_Input for this task_

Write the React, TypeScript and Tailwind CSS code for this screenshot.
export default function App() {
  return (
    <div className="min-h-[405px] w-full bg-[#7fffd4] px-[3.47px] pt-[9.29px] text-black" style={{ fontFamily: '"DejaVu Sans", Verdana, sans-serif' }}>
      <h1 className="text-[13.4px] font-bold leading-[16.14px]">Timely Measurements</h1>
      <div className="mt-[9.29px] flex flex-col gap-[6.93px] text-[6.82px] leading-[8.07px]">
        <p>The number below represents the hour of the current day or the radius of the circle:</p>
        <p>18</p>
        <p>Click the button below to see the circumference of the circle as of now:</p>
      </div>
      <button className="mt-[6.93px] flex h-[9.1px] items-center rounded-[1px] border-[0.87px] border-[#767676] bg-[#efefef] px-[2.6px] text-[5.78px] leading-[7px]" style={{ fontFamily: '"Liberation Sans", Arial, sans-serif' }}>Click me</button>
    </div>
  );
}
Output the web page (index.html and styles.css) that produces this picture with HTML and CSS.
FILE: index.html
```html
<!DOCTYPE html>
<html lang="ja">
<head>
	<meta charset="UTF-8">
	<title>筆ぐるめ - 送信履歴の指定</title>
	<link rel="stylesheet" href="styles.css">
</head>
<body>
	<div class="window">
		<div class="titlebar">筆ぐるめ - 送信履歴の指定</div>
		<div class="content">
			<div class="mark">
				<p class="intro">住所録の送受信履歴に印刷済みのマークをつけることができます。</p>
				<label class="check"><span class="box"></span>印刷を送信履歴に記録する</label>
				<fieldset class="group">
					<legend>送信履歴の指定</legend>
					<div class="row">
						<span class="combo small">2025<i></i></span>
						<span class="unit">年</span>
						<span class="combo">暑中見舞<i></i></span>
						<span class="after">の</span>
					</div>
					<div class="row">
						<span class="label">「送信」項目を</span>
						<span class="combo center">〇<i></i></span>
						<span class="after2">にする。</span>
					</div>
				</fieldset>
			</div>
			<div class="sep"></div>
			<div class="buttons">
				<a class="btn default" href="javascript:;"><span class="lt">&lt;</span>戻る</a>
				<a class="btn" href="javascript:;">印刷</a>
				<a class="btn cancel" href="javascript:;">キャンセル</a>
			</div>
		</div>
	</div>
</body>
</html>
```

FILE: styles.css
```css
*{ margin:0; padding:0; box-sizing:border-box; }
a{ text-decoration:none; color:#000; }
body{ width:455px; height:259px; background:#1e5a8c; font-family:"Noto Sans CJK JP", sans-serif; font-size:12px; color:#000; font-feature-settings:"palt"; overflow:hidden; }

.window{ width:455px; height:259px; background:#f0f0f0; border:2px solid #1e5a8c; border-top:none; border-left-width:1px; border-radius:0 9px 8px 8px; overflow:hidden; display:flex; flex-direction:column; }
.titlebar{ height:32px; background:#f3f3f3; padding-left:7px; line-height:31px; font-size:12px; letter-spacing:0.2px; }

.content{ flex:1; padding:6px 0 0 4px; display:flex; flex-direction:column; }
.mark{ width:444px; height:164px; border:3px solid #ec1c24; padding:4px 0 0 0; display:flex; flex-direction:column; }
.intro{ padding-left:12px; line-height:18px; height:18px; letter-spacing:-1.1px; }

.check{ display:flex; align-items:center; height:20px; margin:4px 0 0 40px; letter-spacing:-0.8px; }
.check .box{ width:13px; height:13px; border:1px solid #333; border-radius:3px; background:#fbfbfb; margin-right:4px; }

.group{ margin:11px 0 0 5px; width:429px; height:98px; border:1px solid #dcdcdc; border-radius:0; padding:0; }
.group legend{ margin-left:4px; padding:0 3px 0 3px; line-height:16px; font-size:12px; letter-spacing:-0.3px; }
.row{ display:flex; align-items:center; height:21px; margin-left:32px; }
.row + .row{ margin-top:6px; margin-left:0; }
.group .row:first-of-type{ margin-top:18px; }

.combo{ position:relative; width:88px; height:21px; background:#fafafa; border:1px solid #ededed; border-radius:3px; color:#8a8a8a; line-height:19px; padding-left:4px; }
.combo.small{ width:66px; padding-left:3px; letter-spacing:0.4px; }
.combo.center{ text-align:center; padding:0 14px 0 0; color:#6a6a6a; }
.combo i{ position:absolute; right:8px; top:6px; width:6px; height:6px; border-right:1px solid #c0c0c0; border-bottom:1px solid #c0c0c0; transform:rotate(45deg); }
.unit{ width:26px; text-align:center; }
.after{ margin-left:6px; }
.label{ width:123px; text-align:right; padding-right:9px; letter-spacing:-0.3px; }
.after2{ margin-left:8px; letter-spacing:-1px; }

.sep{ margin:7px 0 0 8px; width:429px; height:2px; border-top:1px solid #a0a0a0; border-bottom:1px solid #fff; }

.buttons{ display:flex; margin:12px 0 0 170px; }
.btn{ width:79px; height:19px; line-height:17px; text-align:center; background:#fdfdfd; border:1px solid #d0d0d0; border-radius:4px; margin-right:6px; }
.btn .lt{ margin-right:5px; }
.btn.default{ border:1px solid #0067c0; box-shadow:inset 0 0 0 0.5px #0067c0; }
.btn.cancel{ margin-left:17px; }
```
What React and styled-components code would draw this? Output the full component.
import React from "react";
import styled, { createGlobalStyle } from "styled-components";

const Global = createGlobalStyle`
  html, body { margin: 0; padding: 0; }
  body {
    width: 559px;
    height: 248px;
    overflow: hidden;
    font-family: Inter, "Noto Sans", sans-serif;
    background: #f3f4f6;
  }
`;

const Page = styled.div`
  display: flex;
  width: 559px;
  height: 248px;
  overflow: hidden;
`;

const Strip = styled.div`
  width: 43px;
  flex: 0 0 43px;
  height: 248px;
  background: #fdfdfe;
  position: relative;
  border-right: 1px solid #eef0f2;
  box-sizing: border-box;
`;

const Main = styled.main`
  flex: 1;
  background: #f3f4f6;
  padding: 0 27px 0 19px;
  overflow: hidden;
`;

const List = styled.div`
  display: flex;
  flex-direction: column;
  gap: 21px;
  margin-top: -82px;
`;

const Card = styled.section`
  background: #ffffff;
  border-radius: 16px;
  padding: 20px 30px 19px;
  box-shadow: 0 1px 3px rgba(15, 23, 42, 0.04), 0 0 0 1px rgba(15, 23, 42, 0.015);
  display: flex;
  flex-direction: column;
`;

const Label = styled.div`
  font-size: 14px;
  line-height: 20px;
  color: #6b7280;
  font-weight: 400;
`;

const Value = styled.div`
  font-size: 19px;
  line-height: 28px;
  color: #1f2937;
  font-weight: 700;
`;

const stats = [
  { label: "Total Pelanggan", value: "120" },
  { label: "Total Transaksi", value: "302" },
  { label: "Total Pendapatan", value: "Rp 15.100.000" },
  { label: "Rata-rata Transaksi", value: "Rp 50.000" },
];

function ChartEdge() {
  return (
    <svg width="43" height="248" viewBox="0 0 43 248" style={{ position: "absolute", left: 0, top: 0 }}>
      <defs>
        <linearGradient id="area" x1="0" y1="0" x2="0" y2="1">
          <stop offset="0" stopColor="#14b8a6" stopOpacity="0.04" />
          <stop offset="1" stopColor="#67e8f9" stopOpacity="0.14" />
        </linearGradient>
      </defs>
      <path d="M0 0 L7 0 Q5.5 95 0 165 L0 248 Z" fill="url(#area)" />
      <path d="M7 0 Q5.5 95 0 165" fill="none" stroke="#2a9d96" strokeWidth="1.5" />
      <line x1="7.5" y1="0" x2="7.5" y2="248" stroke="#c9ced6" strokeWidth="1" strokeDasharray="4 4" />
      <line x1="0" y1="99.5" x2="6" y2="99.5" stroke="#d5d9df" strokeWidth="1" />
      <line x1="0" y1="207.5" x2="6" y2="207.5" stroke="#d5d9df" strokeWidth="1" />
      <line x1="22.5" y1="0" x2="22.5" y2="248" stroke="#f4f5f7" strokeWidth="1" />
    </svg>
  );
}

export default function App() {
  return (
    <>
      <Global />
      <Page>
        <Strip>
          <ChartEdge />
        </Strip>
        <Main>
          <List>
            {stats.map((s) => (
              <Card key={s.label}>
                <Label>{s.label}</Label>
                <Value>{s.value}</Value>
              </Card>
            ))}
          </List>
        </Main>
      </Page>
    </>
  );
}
--
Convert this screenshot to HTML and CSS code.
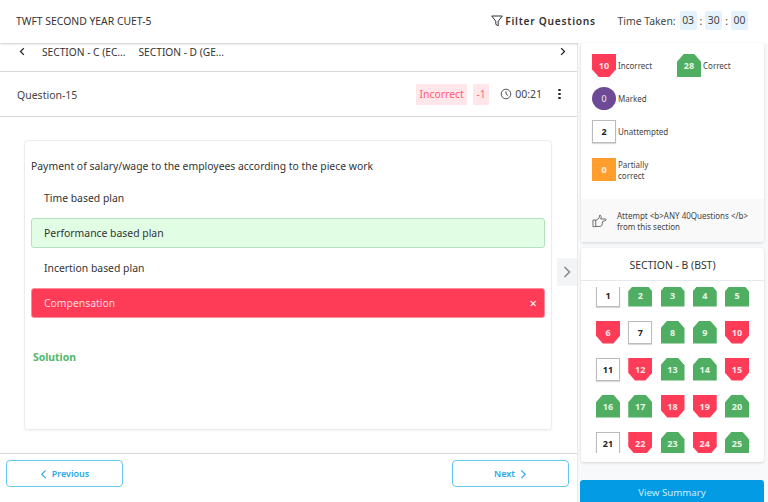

_Objective_
Find every line in the listing that holds the string "React", then say how many there are as a bare number.

_Final result_
3